* **TASK OBJECTIVE**
Pictures stay out of the copy; set down each line of the listing below exactly.

* **MATERIAL PROVIDED**
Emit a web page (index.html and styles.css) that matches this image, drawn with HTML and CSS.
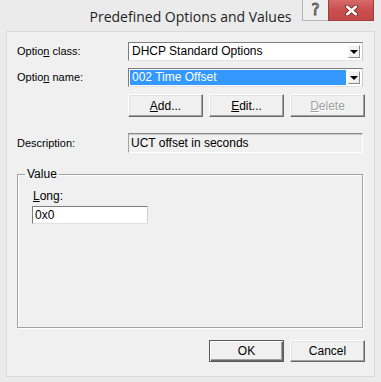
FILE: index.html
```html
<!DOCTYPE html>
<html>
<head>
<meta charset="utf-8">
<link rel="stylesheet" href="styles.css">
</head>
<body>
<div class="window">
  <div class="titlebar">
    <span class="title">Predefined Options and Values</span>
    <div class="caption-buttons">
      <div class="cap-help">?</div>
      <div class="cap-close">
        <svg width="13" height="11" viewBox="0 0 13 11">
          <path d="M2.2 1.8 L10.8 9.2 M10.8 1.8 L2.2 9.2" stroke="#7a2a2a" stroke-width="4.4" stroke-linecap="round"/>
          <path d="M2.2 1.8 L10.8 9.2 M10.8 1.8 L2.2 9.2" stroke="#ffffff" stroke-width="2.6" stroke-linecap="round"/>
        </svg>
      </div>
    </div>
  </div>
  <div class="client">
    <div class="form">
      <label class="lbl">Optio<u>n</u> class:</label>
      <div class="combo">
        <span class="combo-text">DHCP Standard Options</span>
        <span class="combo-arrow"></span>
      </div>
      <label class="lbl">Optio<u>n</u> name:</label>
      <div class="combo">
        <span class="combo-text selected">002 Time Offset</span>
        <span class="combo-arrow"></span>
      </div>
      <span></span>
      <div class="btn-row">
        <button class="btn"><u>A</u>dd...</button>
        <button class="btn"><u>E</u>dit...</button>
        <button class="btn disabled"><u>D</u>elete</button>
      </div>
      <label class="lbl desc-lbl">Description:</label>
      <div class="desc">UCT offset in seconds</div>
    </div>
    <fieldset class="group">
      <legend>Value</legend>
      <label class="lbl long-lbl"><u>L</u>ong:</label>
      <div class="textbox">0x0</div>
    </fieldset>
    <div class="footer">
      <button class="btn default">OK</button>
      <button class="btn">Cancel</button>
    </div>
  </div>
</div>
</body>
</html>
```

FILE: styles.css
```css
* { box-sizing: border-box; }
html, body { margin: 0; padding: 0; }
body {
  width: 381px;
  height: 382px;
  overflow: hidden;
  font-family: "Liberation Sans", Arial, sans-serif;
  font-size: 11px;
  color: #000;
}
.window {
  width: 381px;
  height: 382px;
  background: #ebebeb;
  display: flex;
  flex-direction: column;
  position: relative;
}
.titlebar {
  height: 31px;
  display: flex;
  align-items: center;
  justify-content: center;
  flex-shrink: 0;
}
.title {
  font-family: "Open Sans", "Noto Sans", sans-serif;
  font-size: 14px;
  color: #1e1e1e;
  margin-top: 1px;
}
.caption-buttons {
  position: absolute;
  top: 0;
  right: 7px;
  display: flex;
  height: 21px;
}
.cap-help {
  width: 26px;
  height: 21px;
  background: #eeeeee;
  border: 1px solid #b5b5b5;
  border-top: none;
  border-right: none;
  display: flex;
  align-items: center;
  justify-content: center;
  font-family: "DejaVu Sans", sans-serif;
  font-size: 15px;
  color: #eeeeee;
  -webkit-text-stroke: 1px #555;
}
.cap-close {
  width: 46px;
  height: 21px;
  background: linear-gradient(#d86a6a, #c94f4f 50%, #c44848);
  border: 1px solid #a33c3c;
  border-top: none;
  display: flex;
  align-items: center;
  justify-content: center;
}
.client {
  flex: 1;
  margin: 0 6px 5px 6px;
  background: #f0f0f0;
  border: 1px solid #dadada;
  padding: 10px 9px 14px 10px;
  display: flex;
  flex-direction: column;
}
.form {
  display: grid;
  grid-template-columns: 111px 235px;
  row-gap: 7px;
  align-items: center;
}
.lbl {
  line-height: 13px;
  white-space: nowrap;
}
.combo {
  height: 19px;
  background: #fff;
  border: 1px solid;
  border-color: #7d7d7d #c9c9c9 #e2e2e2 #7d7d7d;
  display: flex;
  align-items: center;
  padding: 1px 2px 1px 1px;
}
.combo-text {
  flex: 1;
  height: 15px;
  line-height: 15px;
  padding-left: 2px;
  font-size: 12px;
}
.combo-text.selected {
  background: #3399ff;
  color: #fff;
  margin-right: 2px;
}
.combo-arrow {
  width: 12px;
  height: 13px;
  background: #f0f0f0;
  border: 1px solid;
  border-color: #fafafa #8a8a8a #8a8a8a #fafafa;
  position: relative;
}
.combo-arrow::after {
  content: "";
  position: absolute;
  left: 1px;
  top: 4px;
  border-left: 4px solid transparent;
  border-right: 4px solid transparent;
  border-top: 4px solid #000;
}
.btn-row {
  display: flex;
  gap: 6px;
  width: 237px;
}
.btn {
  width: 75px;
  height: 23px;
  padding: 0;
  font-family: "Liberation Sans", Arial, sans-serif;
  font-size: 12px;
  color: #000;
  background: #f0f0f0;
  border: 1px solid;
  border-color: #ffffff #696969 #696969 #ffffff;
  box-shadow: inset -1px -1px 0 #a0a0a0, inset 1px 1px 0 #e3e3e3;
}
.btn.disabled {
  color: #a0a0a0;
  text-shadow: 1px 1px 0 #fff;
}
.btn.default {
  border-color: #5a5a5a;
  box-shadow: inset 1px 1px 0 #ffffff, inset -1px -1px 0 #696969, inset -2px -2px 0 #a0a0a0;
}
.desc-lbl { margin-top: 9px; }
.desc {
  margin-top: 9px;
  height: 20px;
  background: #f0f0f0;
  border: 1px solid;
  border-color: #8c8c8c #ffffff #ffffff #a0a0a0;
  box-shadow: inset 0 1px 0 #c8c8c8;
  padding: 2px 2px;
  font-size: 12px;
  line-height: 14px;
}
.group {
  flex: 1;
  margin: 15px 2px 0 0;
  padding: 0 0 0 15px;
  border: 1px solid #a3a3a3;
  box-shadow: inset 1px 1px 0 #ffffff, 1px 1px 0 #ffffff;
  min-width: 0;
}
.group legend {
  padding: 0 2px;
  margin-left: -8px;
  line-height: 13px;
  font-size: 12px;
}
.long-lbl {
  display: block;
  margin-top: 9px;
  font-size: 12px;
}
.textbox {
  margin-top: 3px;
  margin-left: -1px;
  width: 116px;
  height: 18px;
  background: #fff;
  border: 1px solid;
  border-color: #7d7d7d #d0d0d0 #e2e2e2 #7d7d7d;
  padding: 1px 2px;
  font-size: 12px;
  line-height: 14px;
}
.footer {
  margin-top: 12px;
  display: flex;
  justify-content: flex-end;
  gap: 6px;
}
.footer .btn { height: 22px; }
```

* **EXPECTED ANSWER**
Emit a web page (index.html and styles.css) that matches this image, drawn with HTML and CSS.
FILE: index.html
```html
<!DOCTYPE html>
<html>
<head>
<meta charset="utf-8">
<link rel="stylesheet" href="styles.css">
</head>
<body>
<div class="window">
  <div class="titlebar">
    <span class="title">Predefined Options and Values</span>
    <div class="caption-buttons">
      <div class="cap-help">?</div>
      <div class="cap-close">
        <svg width="13" height="11" viewBox="0 0 13 11">
          <path d="M2.2 1.8 L10.8 9.2 M10.8 1.8 L2.2 9.2" stroke="#7a2a2a" stroke-width="4.4" stroke-linecap="round"/>
          <path d="M2.2 1.8 L10.8 9.2 M10.8 1.8 L2.2 9.2" stroke="#ffffff" stroke-width="2.6" stroke-linecap="round"/>
        </svg>
      </div>
    </div>
  </div>
  <div class="client">
    <div class="form">
      <label class="lbl">Optio<u>n</u> class:</label>
      <div class="combo">
        <span class="combo-text">DHCP Standard Options</span>
        <span class="combo-arrow"></span>
      </div>
      <label class="lbl">Optio<u>n</u> name:</label>
      <div class="combo">
        <span class="combo-text selected">002 Time Offset</span>
        <span class="combo-arrow"></span>
      </div>
      <span></span>
      <div class="btn-row">
        <button class="btn"><u>A</u>dd...</button>
        <button class="btn"><u>E</u>dit...</button>
        <button class="btn disabled"><u>D</u>elete</button>
      </div>
      <label class="lbl desc-lbl">Description:</label>
      <div class="desc">UCT offset in seconds</div>
    </div>
    <fieldset class="group">
      <legend>Value</legend>
      <label class="lbl long-lbl"><u>L</u>ong:</label>
      <div class="textbox">0x0</div>
    </fieldset>
    <div class="footer">
      <button class="btn default">OK</button>
      <button class="btn">Cancel</button>
    </div>
  </div>
</div>
</body>
</html>
```

FILE: styles.css
```css
* { box-sizing: border-box; }
html, body { margin: 0; padding: 0; }
body {
  width: 381px;
  height: 382px;
  overflow: hidden;
  font-family: "Liberation Sans", Arial, sans-serif;
  font-size: 11px;
  color: #000;
}
.window {
  width: 381px;
  height: 382px;
  background: #ebebeb;
  display: flex;
  flex-direction: column;
  position: relative;
}
.titlebar {
  height: 31px;
  display: flex;
  align-items: center;
  justify-content: center;
  flex-shrink: 0;
}
.title {
  font-family: "Open Sans", "Noto Sans", sans-serif;
  font-size: 14px;
  color: #1e1e1e;
  margin-top: 1px;
}
.caption-buttons {
  position: absolute;
  top: 0;
  right: 7px;
  display: flex;
  height: 21px;
}
.cap-help {
  width: 26px;
  height: 21px;
  background: #eeeeee;
  border: 1px solid #b5b5b5;
  border-top: none;
  border-right: none;
  display: flex;
  align-items: center;
  justify-content: center;
  font-family: "DejaVu Sans", sans-serif;
  font-size: 15px;
  color: #eeeeee;
  -webkit-text-stroke: 1px #555;
}
.cap-close {
  width: 46px;
  height: 21px;
  background: linear-gradient(#d86a6a, #c94f4f 50%, #c44848);
  border: 1px solid #a33c3c;
  border-top: none;
  display: flex;
  align-items: center;
  justify-content: center;
}
.client {
  flex: 1;
  margin: 0 6px 5px 6px;
  background: #f0f0f0;
  border: 1px solid #dadada;
  padding: 10px 9px 14px 10px;
  display: flex;
  flex-direction: column;
}
.form {
  display: grid;
  grid-template-columns: 111px 235px;
  row-gap: 7px;
  align-items: center;
}
.lbl {
  line-height: 13px;
  white-space: nowrap;
}
.combo {
  height: 19px;
  background: #fff;
  border: 1px solid;
  border-color: #7d7d7d #c9c9c9 #e2e2e2 #7d7d7d;
  display: flex;
  align-items: center;
  padding: 1px 2px 1px 1px;
}
.combo-text {
  flex: 1;
  height: 15px;
  line-height: 15px;
  padding-left: 2px;
  font-size: 12px;
}
.combo-text.selected {
  background: #3399ff;
  color: #fff;
  margin-right: 2px;
}
.combo-arrow {
  width: 12px;
  height: 13px;
  background: #f0f0f0;
  border: 1px solid;
  border-color: #fafafa #8a8a8a #8a8a8a #fafafa;
  position: relative;
}
.combo-arrow::after {
  content: "";
  position: absolute;
  left: 1px;
  top: 4px;
  border-left: 4px solid transparent;
  border-right: 4px solid transparent;
  border-top: 4px solid #000;
}
.btn-row {
  display: flex;
  gap: 6px;
  width: 237px;
}
.btn {
  width: 75px;
  height: 23px;
  padding: 0;
  font-family: "Liberation Sans", Arial, sans-serif;
  font-size: 12px;
  color: #000;
  background: #f0f0f0;
  border: 1px solid;
  border-color: #ffffff #696969 #696969 #ffffff;
  box-shadow: inset -1px -1px 0 #a0a0a0, inset 1px 1px 0 #e3e3e3;
}
.btn.disabled {
  color: #a0a0a0;
  text-shadow: 1px 1px 0 #fff;
}
.btn.default {
  border-color: #5a5a5a;
  box-shadow: inset 1px 1px 0 #ffffff, inset -1px -1px 0 #696969, inset -2px -2px 0 #a0a0a0;
}
.desc-lbl { margin-top: 9px; }
.desc {
  margin-top: 9px;
  height: 20px;
  background: #f0f0f0;
  border: 1px solid;
  border-color: #8c8c8c #ffffff #ffffff #a0a0a0;
  box-shadow: inset 0 1px 0 #c8c8c8;
  padding: 2px 2px;
  font-size: 12px;
  line-height: 14px;
}
.group {
  flex: 1;
  margin: 15px 2px 0 0;
  padding: 0 0 0 15px;
  border: 1px solid #a3a3a3;
  box-shadow: inset 1px 1px 0 #ffffff, 1px 1px 0 #ffffff;
  min-width: 0;
}
.group legend {
  padding: 0 2px;
  margin-left: -8px;
  line-height: 13px;
  font-size: 12px;
}
.long-lbl {
  display: block;
  margin-top: 9px;
  font-size: 12px;
}
.textbox {
  margin-top: 3px;
  margin-left: -1px;
  width: 116px;
  height: 18px;
  background: #fff;
  border: 1px solid;
  border-color: #7d7d7d #d0d0d0 #e2e2e2 #7d7d7d;
  padding: 1px 2px;
  font-size: 12px;
  line-height: 14px;
}
.footer {
  margin-top: 12px;
  display: flex;
  justify-content: flex-end;
  gap: 6px;
}
.footer .btn { height: 22px; }
```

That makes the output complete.